■ GIVEN DATA:
_____

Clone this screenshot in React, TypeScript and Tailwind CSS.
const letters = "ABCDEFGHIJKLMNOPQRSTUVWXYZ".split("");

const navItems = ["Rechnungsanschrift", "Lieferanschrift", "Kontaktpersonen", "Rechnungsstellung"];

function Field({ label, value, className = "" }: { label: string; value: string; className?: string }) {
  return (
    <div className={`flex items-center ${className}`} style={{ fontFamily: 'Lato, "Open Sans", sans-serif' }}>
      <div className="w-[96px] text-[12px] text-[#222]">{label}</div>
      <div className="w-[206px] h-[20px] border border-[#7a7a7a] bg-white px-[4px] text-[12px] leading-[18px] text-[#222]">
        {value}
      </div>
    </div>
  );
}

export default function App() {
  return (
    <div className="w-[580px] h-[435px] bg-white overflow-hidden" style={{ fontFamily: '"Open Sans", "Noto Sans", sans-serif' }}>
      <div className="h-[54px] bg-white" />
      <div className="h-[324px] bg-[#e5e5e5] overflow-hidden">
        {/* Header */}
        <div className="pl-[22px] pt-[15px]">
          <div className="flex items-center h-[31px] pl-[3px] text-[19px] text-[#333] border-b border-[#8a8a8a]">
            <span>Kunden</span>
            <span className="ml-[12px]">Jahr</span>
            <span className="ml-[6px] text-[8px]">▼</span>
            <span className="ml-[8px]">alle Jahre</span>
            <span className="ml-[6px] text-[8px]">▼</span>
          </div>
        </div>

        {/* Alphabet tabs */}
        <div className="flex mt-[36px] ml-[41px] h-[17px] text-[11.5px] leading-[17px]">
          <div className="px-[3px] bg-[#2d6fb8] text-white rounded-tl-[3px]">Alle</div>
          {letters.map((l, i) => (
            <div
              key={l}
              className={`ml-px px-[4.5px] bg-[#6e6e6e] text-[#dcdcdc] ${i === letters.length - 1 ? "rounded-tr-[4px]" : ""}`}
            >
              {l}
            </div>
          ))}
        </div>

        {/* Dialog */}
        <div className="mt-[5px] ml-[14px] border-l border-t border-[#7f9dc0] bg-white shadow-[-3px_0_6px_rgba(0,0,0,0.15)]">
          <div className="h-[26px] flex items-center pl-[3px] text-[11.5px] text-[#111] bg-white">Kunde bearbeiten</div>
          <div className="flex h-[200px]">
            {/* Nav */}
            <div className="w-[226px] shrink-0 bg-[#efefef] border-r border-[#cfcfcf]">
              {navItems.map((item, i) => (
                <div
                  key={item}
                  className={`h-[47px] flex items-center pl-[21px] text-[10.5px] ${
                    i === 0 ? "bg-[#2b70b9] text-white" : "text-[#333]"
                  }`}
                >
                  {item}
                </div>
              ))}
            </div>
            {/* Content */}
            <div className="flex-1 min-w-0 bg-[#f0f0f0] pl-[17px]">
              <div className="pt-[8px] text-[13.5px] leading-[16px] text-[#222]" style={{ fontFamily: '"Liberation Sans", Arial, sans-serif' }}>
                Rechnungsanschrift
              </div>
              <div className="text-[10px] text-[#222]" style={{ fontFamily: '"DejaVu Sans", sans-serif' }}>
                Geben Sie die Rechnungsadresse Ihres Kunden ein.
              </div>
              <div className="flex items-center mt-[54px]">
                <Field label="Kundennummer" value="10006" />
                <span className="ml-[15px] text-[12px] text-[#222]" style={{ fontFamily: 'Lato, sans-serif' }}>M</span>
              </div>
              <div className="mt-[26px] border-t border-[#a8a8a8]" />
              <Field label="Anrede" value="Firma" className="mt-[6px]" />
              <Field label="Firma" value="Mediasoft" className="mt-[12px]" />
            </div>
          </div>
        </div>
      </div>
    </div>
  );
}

_____

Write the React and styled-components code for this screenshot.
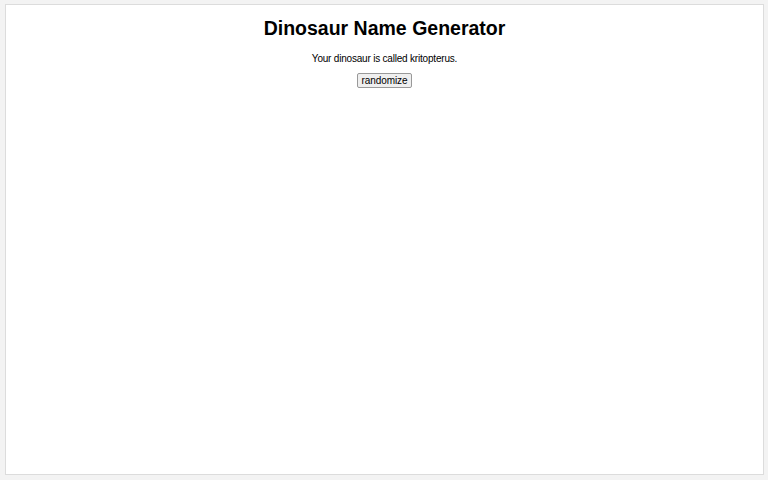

_____

■ YOUR INSTRUCTIONS:
Return every line above that contains the word "screenshot".

■ SOLVED PROBLEM:
Clone this screenshot in React, TypeScript and Tailwind CSS.
Write the React and styled-components code for this screenshot.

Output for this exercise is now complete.